**Request:** Copy every line that contains the string "component" from the entries below.

**Extracted data:**
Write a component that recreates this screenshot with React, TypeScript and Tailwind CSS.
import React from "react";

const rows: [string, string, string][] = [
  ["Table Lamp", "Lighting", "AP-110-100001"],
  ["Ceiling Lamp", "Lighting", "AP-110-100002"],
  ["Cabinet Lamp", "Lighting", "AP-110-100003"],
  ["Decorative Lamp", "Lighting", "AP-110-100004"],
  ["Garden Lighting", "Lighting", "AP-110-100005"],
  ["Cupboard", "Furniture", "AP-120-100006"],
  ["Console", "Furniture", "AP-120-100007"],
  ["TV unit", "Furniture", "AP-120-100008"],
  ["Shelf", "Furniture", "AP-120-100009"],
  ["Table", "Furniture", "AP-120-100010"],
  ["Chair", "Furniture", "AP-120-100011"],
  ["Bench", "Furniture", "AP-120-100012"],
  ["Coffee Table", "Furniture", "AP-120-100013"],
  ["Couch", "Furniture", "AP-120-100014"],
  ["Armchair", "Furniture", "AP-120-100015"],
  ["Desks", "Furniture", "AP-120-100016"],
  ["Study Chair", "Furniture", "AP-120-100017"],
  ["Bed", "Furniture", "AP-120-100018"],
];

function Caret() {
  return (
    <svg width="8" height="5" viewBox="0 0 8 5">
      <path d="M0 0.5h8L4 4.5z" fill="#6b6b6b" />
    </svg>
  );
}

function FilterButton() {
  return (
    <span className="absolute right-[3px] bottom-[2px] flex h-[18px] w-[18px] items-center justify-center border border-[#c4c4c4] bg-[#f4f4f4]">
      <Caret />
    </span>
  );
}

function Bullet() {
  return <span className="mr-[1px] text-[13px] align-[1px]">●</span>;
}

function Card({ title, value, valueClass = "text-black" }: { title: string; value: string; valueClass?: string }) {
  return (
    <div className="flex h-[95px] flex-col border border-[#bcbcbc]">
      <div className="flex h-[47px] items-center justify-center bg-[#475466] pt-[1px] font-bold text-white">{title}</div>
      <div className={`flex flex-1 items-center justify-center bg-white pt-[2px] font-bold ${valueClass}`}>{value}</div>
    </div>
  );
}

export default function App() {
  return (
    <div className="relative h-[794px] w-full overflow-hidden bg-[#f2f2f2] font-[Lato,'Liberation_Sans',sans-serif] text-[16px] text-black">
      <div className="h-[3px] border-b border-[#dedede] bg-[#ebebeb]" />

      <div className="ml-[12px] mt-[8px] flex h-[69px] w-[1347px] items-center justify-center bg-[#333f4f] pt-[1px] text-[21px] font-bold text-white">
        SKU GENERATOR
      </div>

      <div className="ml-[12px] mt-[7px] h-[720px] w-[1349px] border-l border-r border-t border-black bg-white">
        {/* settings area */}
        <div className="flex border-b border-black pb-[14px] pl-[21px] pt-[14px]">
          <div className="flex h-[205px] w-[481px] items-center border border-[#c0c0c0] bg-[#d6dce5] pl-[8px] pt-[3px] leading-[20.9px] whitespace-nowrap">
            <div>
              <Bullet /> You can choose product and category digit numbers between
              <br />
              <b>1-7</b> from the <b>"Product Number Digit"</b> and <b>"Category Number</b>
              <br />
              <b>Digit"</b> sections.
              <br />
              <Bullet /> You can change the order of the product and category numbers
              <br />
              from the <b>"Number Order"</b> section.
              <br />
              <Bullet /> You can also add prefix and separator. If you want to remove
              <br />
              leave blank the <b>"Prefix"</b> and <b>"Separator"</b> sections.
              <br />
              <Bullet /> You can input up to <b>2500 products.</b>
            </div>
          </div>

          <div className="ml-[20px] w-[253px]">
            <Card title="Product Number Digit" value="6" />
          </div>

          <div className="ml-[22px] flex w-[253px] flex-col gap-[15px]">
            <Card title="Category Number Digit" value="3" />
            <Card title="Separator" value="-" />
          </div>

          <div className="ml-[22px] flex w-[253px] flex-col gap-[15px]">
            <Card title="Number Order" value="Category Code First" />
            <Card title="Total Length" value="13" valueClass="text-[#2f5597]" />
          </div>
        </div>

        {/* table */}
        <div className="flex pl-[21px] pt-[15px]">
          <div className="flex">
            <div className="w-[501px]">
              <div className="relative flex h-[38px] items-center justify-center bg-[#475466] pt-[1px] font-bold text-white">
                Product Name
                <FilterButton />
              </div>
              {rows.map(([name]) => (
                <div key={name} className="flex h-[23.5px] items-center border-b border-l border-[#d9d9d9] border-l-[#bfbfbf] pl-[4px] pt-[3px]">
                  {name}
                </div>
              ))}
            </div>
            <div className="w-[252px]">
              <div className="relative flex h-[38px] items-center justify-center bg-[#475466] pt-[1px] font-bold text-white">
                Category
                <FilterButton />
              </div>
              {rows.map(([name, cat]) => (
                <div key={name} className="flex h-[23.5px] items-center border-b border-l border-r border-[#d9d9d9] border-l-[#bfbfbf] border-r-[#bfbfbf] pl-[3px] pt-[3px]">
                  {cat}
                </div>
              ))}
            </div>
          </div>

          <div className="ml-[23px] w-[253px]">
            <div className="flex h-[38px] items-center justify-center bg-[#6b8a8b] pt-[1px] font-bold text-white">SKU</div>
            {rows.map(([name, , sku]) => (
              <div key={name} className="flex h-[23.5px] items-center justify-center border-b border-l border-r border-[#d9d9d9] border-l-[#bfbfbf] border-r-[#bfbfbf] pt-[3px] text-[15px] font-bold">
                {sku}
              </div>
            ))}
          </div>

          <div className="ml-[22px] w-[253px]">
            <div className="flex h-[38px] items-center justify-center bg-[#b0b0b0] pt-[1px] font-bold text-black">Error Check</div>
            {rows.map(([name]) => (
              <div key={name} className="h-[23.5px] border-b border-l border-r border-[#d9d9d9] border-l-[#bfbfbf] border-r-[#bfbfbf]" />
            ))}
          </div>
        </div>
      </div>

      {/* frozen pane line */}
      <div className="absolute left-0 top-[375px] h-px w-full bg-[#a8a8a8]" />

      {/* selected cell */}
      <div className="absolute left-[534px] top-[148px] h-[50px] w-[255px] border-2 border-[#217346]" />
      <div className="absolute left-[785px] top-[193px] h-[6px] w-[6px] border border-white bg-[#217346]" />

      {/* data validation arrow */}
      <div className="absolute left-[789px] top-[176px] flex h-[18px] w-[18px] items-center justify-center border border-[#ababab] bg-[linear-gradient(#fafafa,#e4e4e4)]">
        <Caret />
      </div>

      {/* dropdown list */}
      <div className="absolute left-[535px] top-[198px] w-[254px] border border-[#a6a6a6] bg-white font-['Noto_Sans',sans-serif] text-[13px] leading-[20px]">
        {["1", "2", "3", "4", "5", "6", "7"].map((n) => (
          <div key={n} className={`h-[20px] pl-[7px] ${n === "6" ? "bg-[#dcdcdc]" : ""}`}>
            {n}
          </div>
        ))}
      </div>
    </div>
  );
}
* * *
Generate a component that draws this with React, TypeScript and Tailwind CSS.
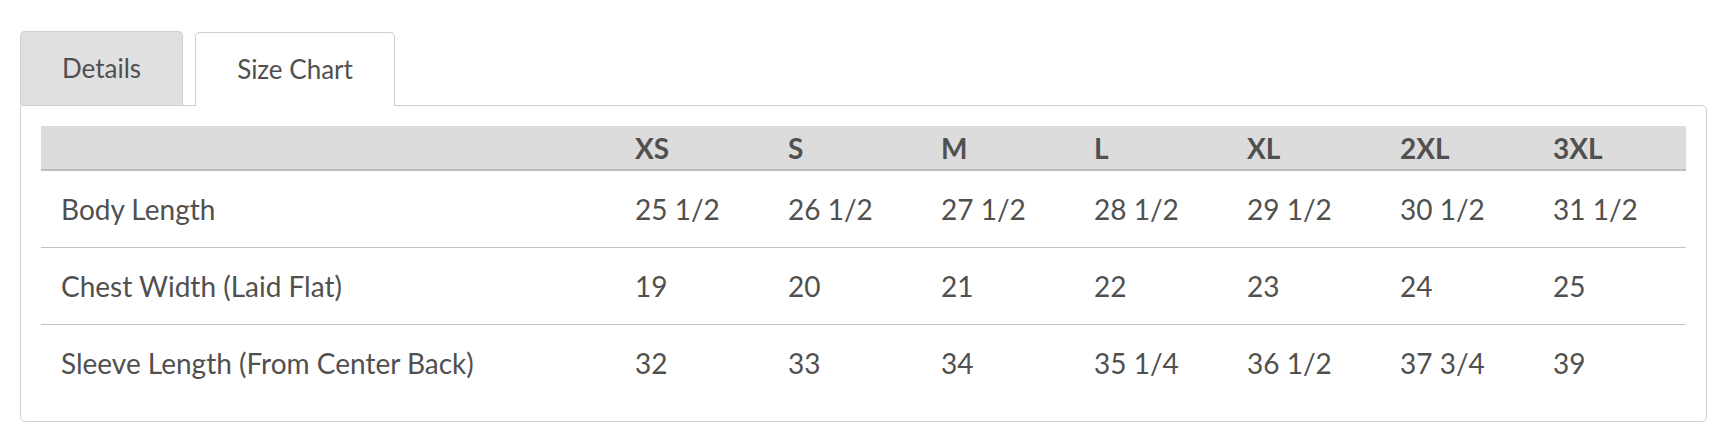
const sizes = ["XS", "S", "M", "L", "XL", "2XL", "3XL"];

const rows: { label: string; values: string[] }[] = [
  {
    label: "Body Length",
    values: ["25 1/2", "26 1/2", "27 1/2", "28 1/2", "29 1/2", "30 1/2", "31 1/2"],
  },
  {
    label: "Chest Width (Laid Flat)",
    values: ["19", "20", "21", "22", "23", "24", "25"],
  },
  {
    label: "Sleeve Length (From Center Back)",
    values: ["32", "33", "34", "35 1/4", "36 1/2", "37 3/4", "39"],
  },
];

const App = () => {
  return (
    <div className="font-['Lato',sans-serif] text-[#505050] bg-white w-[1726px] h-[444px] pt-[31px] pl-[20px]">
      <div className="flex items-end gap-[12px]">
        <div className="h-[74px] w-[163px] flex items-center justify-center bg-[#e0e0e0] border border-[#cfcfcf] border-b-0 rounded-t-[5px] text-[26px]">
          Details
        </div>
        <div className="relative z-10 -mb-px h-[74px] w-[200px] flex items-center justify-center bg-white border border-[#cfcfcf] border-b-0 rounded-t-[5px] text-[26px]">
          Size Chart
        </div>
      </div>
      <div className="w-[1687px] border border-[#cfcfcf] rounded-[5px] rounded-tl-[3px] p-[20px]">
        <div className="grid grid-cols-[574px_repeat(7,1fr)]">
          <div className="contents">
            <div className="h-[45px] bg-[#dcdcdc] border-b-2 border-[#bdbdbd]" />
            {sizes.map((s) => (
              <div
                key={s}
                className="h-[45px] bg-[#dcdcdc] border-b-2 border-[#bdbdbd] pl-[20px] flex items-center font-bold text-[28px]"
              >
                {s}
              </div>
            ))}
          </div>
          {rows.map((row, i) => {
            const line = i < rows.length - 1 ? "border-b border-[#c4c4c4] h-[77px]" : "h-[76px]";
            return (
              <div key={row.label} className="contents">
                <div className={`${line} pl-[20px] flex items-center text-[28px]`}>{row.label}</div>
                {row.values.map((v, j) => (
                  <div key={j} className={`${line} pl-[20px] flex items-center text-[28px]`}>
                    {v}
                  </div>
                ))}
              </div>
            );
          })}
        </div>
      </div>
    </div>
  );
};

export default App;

**Complete response:**
Write a component that recreates this screenshot with React, TypeScript and Tailwind CSS.
Generate a component that draws this with React, TypeScript and Tailwind CSS.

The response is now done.